*INSTRUCTIONS FOR THE TASK*.
Copy, exactly and only, the lines from the one with "Reproduce this screenshot" up to and including the one with "20, 21, 22];", leaving pictures out.
— Start EXERCISE MATERIALS —
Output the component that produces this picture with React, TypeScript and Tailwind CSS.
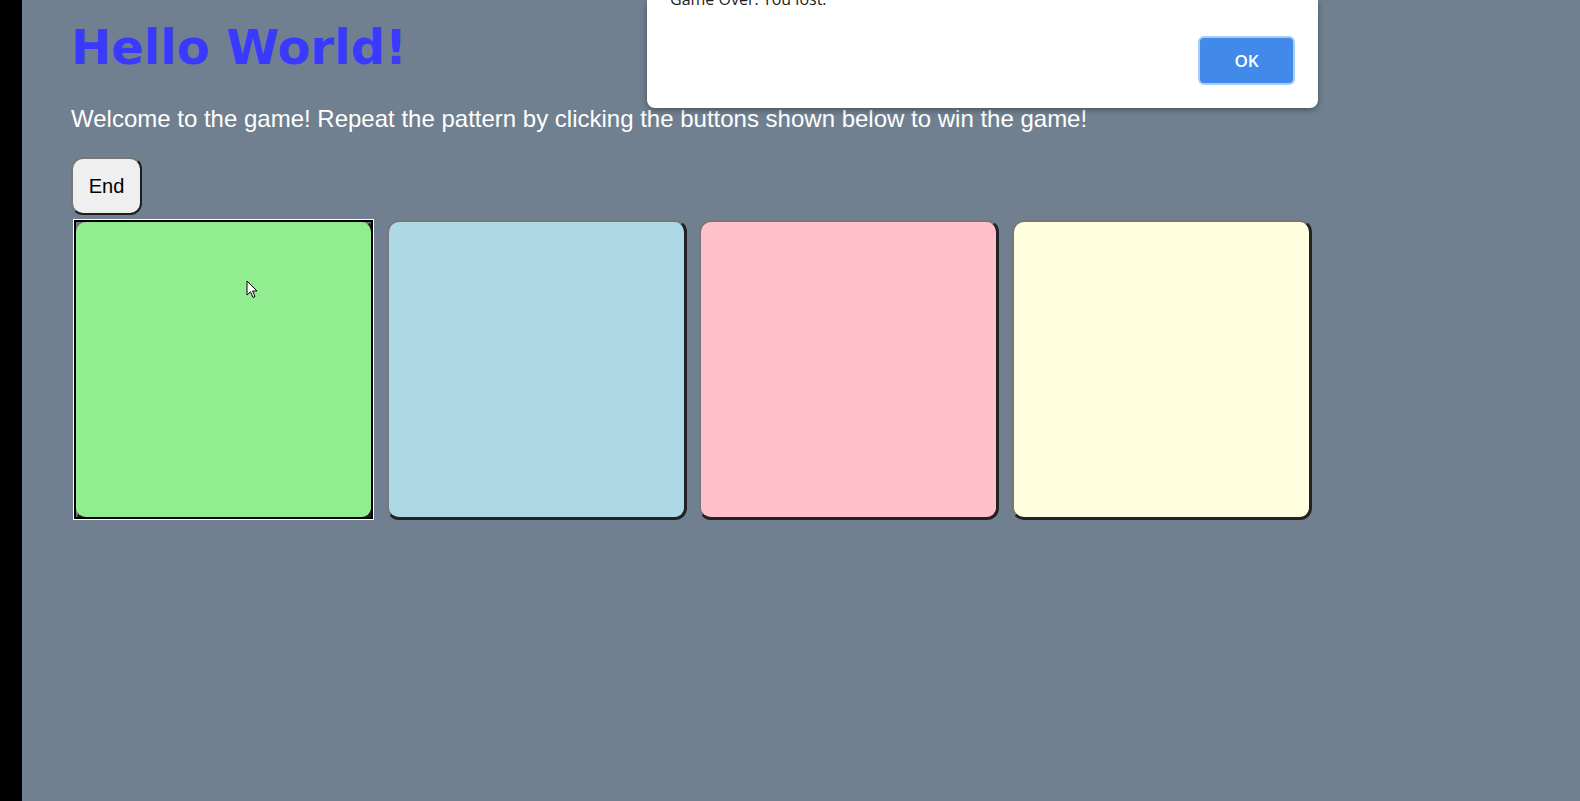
export default function App() {
    const pads = [
        { color: "bg-[#90ee90]", focused: true },
        { color: "bg-[#add8e6]", focused: false },
        { color: "bg-[#ffc0cb]", focused: false },
        { color: "bg-[#ffffe0]", focused: false },
    ]

    return (
        <div className="relative flex min-h-screen bg-black">
            <div className="w-[22px] shrink-0" />
            <main className="flex-1 bg-[#708090] pl-[49px] font-['Liberation_Sans',Arial,sans-serif]">
                <h1 className="mt-[19px] text-[48px] leading-[56px] font-bold text-[#3a3aff] font-['DejaVu_Sans',Verdana,sans-serif]">
                    Hello World!
                </h1>
                <p className="mt-[30px] text-[24px] leading-[27px] text-white">
                    Welcome to the game! Repeat the pattern by clicking the buttons shown below to win the game!
                </p>
                <button className="mt-[25px] h-[58px] w-[71px] rounded-[12px] border-2 border-t-[#777] border-l-[#777] border-r-[#1e1e1e] border-b-[#1e1e1e] bg-[#efefef] text-[20px] text-black">
                    End
                </button>
                <div className="mt-[5px] ml-[3px] flex gap-[12.5px]">
                    {pads.map((p, i) => (
                        <button
                            key={i}
                            className={`relative h-[300px] w-[300px] rounded-[12px] border-2 border-b-[3px] border-r-[3px] border-t-[#777] border-l-[#777] border-r-[#222] border-b-[#222] ${p.color}`}
                        >
                            {p.focused && (
                                <span className="absolute -inset-[2px] border-2 border-black outline-1 outline-white" />
                            )}
                        </button>
                    ))}
                </div>
            </main>

            {/* mouse pointer */}
            <svg className="absolute left-[246px] top-[280px]" width="13" height="19" viewBox="0 0 13 19">
                <path d="M1 1 L1 15 L4.5 11.8 L7 17.5 L9 16.6 L6.6 11 L11 11 Z" fill="white" stroke="black" strokeWidth="1" strokeLinejoin="round" />
            </svg>

            {/* alert dialog */}
            <div className="absolute left-[647px] top-0 h-[108px] w-[671px] overflow-hidden rounded-b-[8px] bg-white shadow-[0_2px_6px_rgba(0,0,0,0.35)] font-['Open_Sans',sans-serif]">
                <p className="ml-[23px] -mt-[11px] text-[16px] leading-[20px] text-[#202124]">Game Over. You lost.</p>
                <button className="absolute left-[551px] top-[36px] h-[49px] w-[97px] rounded-[6px] border-2 border-[#a9cdf6] bg-[#418aea] text-[17px] font-semibold text-white">
                    OK
                </button>
            </div>
        </div>
    )
}
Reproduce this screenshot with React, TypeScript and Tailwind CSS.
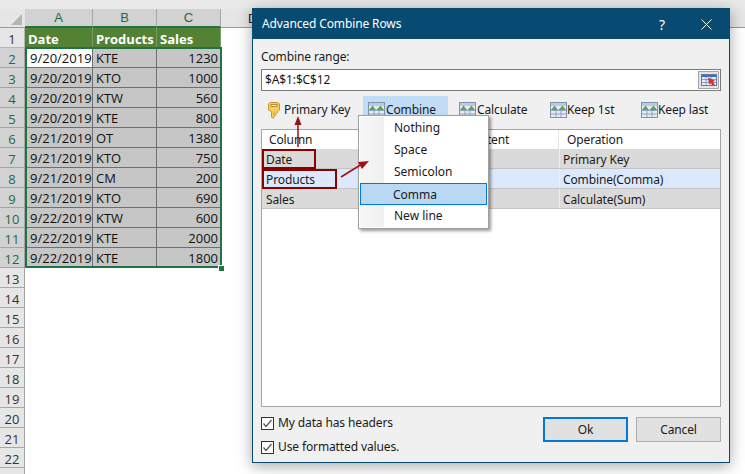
const dataRows = [
  ["9/20/2019", "KTE", "1230"],
  ["9/20/2019", "KTO", "1000"],
  ["9/20/2019", "KTW", "560"],
  ["9/20/2019", "KTE", "800"],
  ["9/21/2019", "OT", "1380"],
  ["9/21/2019", "KTO", "750"],
  ["9/21/2019", "CM", "200"],
  ["9/21/2019", "KTO", "690"],
  ["9/22/2019", "KTW", "600"],
  ["9/22/2019", "KTE", "2000"],
  ["9/22/2019", "KTE", "1800"],
];
const emptyRows = [13, 14, 15, 16, 17, 18, 19, 20, 21, 22];

function TableIcon() {
  return (
    <svg width="17" height="16" viewBox="0 0 17 16" className="shrink-0">
      <rect x="0.5" y="0.5" width="16" height="15" fill="#e4ecf7" stroke="#7f93ad" />
      <rect x="1" y="1" width="15" height="3" fill="#b9cbe3" />
      <path d="M1 8 L4.5 3.5 L8 8 Z M8.500 8 L12.500 3.500 L16 8 Z" fill="#5fa35a" />
      <path d="M1 8.500H16M1 12H16M6 8V15M11 8V15" stroke="#8fa3bd" fill="none" />
    </svg>
  );
}

function KeyIcon() {
  return (
    <svg width="12" height="17" viewBox="0 0 12 17" className="shrink-0">
      <path d="M2 0.500H10L11.500 2V8L9.500 9.500V10.500L8 11.500V12.500L6.500 14L5 16.500L3.500 15V9.500L0.500 8V2Z" fill="#f7cf5e" stroke="#c9982c" />
      <rect x="3" y="2.500" width="6" height="2" fill="#fff6cf" stroke="#a67c1d" strokeWidth="0.800" />
      <path d="M6 9.500V13.500" stroke="#c9982c" />
    </svg>
  );
}

function ToolButton({ label, icon, active, gap, w }: { label: string; icon: React.ReactNode; active?: boolean; gap: string; w: string }) {
  return (
    <div className={`flex h-full items-center ${gap} ${w} ${active ? "bg-[#c0dcf7]" : ""}`}>
      {icon}
      <span>{label}</span>
    </div>
  );
}

function Check({ label }: { label: string }) {
  return (
    <div className="flex h-6 items-center gap-[4px]">
      <div className="flex h-[13px] w-[13px] items-center justify-center border border-[#333] bg-white">
        <svg width="11" height="11" viewBox="0 0 11 11">
          <path d="M1.500 5.500L4 8.500L9.500 2" stroke="#555" strokeWidth="1.200" fill="none" />
        </svg>
      </div>
      <span>{label}</span>
    </div>
  );
}

const menuItems = ["Nothing", "Space", "Semicolon", "Comma", "New line"];

export default function App() {
  return (
    <div className="relative h-[474px] w-[745px] overflow-hidden bg-white font-['Noto_Sans',sans-serif] text-[12px] text-[#1a1a1a]">
      {/* Sheet */}
      <div className="h-[9px] bg-[#e9e9e9]" />
      <div className="flex h-[19px] border-b border-[#9a9a9a] bg-[#e6e6e6]">
        <div className="relative w-[25px] shrink-0 bg-[#e6e6e6]">
          <div className="absolute bottom-[2px] right-[3px] h-0 w-0 border-b-[11px] border-l-[11px] border-b-[#b5b5b5] border-l-transparent" />
        </div>
        {[["A", "w-[68px]"], ["B", "w-[64px]"], ["C", "w-[64px]"]].map(([c, w]) => (
          <div key={c} className={`flex ${w} h-[19px] items-center justify-center border-r border-b-2 border-r-[#a8a8a8] border-b-[#217346] bg-[#d2d2d2] font-['Liberation_Sans',sans-serif] text-[13px] text-[#1d6b43]`}>
            {c}
          </div>
        ))}
        <div className="ml-[27px] font-['Liberation_Sans',sans-serif] text-[13px] text-[#600000]">D</div>
      </div>
      <div className="relative font-['Open_Sans',sans-serif] text-[13px] leading-[19px] text-[#111]">
        <div className="flex h-5">
          <div className="w-[25px] border-b border-r border-[#b5b5b5] bg-[#e6e6e6] pt-[2px] text-center text-[#333]">1</div>
          {[["Date", "w-[68px]"], ["Products", "w-[64px]"], ["Sales", "w-[64px]"]].map(([t, w]) => (
            <div key={t} className={`${w} border-r border-[#7b9c68] bg-[#548235] pl-[3px] pt-[2px] font-bold text-white`}>
              {t}
            </div>
          ))}
        </div>
        {dataRows.map((r, i) => (
          <div key={i} className="flex h-5 leading-[21px]">
            <div className="w-[25px] border-b border-r border-[#a5a5a5] bg-[#d2d2d2] pt-[1px] text-center text-[#1d6b43]">{i + 2}</div>
            <div className={`w-[68px] border-r border-b border-[#6e6e6e] pl-[5px] ${i === 0 ? "bg-white" : "bg-[#c6c6c6]"}`}>{r[0]}</div>
            <div className="w-[64px] border-r border-b border-[#6e6e6e] bg-[#c6c6c6] pl-[3px]">{r[1]}</div>
            <div className="w-[64px] border-b border-[#6e6e6e] bg-[#c6c6c6] pr-[3px] text-right">{r[2]}</div>
          </div>
        ))}
        {emptyRows.map((n) => (
          <div key={n} className="flex h-5 leading-[21px]">
            <div className="w-[25px] border-b border-r border-[#a5a5a5] bg-[#e6e6e6] pt-[1px] text-center text-[#333]">{n}</div>
          </div>
        ))}
        <div className="flex h-5">
          <div className="w-[25px] border-r border-[#a5a5a5] bg-[#e6e6e6]" />
        </div>
        {/* Selection */}
        <div className="absolute left-[25px] top-[19px] h-[221px] w-[197px] border-2 border-[#217346]" />
        <div className="absolute left-[218px] top-[237px] box-content h-[5px] w-[5px] border border-white bg-[#217346]" />
      </div>

      {/* Dialog */}
      <div className="absolute left-[252px] top-[8px] flex h-[455px] w-[478px] flex-col border border-[#074a72] bg-[#f0f0f0] tracking-[-0.12px] shadow-[0_3px_14px_rgba(0,0,0,0.35)]">
        <div className="flex h-[30px] shrink-0 items-center justify-between bg-[#074a72] pl-[9px] pr-[17px] text-white">
          <span>Advanced Combine Rows</span>
          <div className="flex items-center gap-[36px]">
            <span className="text-[14px]">?</span>
            <svg width="11" height="11" viewBox="0 0 11 11">
              <path d="M0.500 0.500L10.500 10.500M10.500 0.500L0.500 10.500" stroke="#fff" strokeWidth="1" />
            </svg>
          </div>
        </div>
        <div className="flex flex-1 flex-col px-2">
          <div className="mt-[9px] h-[18px] leading-[18px]">Combine range:</div>
          <div className="mt-[3px] flex h-[22px] items-center justify-between border border-[#7a7a7a] bg-white pl-[3px] pr-[1px]">
            <span>$A$1:$C$12</span>
            <div className="flex h-[18px] w-[21px] items-center justify-center border border-[#a5a5a5] bg-[#e4e4e4]">
              <svg width="16" height="12" viewBox="0 0 16 12">
                <rect x="0.500" y="0.500" width="15" height="11" fill="#e6eefa" stroke="#5b7fb5" />
                <path d="M1 2H15" stroke="#3f6fb5" strokeWidth="2" />
                <path d="M1 5.500H15M1 8.500H15M5 3V11M10 3V11" stroke="#7f9fd0" />
                <path d="M7 3.500L14 6.500L12 8L14 11L11.500 11.500L10 9L8 10.500Z" fill="#d8322a" />
              </svg>
            </div>
          </div>
          <div className="mt-[5px] flex h-[28px]">
            <ToolButton label="Primary Key" icon={<KeyIcon />} gap="gap-[4px] pl-[7px]" w="w-[102px]" />
            <ToolButton label="Combine" icon={<TableIcon />} gap="gap-px pl-[5px]" active w="w-[85px]" />
            <ToolButton label="Calculate" icon={<TableIcon />} gap="gap-px pl-[11px]" w="w-[102px]" />
            <ToolButton label="Keep 1st" icon={<TableIcon />} gap="gap-0" w="w-[91px]" />
            <ToolButton label="Keep last" icon={<TableIcon />} gap="gap-0" w="w-[80px]" />
          </div>
          <div className="mt-[5px] flex h-[278px] flex-col border border-[#a5a5a5] bg-white">
            <div className="flex h-[19px] leading-[19px]">
              <div className="w-[100px] border-r border-[#e5e5e5] pl-[7px]">Column</div>
              <div className="w-[197px] border-r border-[#e5e5e5] pl-[103px]">Content</div>
              <div className="pl-2">Operation</div>
            </div>
            {[["Date", "Primary Key", "bg-[#dadada]"], ["Products", "Combine(Comma)", "bg-[#dce8fb]"], ["Sales", "Calculate(Sum)", "bg-[#dadada]"]].map(([a, b, bg]) => (
              <div key={a} className={`flex h-5 border-b border-[#c4c4c4] leading-[21px] ${bg}`}>
                <div className="w-[297px] pl-[4px]">{a}</div>
                <div className="border-l border-[#efefef] pl-[3px]">{b}</div>
              </div>
            ))}
          </div>
          <div className="mt-[4px] flex items-start justify-between">
            <div>
              <Check label="My data has headers" />
              <Check label="Use formatted values." />
            </div>
            <div className="mt-[6px] flex gap-[8px]">
              <div className="flex h-[25px] w-[85px] items-center justify-center border-2 border-[#0078d7] bg-[#e1e1e1]">Ok</div>
              <div className="flex h-[25px] w-[85px] items-center justify-center border border-[#adadad] bg-[#e1e1e1]">Cancel</div>
            </div>
          </div>
        </div>
      </div>

      {/* Dropdown menu */}
      <div className="absolute left-[358px] top-[115px] h-[114px] w-[131px] border border-[#a0a0a0] bg-white p-px shadow-[2px_2px_3px_rgba(0,0,0,0.4)]">
        <div className="absolute bottom-px left-px top-px w-[24px] bg-gradient-to-r from-[#f6f6f6] to-[#f0f0f0]" />
        <div className="relative flex flex-col">
          {menuItems.map((m) => (
            <div key={m} className={`h-[22px] leading-[21px] ${m === "Comma" ? "border border-[#0078d7] bg-[#b8d8f4] pl-[32px]" : "pl-[34px]"}`}>
              {m}
            </div>
          ))}
        </div>
      </div>

      {/* Callout boxes */}
      <div className="absolute left-[262px] top-[149px] h-[20px] w-[54px] border-[2px] border-[#8b0000]" />
      <div className="absolute left-[262px] top-[169px] h-[20px] w-[75px] border-[2px] border-[#8b0000]" />
      <svg className="absolute left-0 top-0" width="745" height="474" viewBox="0 0 745 474">
        <path d="M298 147V122" stroke="#a01010" strokeWidth="1.500" />
        <path d="M298 116L294.500 125H301.500Z" fill="#a01010" />
        <path d="M341 177L362 164" stroke="#a01010" strokeWidth="1.500" />
        <path d="M369 161L358 162L362 169Z" fill="#a01010" />
      </svg>
    </div>
  );
}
— End EXERCISE MATERIALS —
*RESULT*.
Reproduce this screenshot with React, TypeScript and Tailwind CSS.
const dataRows = [
  ["9/20/2019", "KTE", "1230"],
  ["9/20/2019", "KTO", "1000"],
  ["9/20/2019", "KTW", "560"],
  ["9/20/2019", "KTE", "800"],
  ["9/21/2019", "OT", "1380"],
  ["9/21/2019", "KTO", "750"],
  ["9/21/2019", "CM", "200"],
  ["9/21/2019", "KTO", "690"],
  ["9/22/2019", "KTW", "600"],
  ["9/22/2019", "KTE", "2000"],
  ["9/22/2019", "KTE", "1800"],
];
const emptyRows = [13, 14, 15, 16, 17, 18, 19, 20, 21, 22];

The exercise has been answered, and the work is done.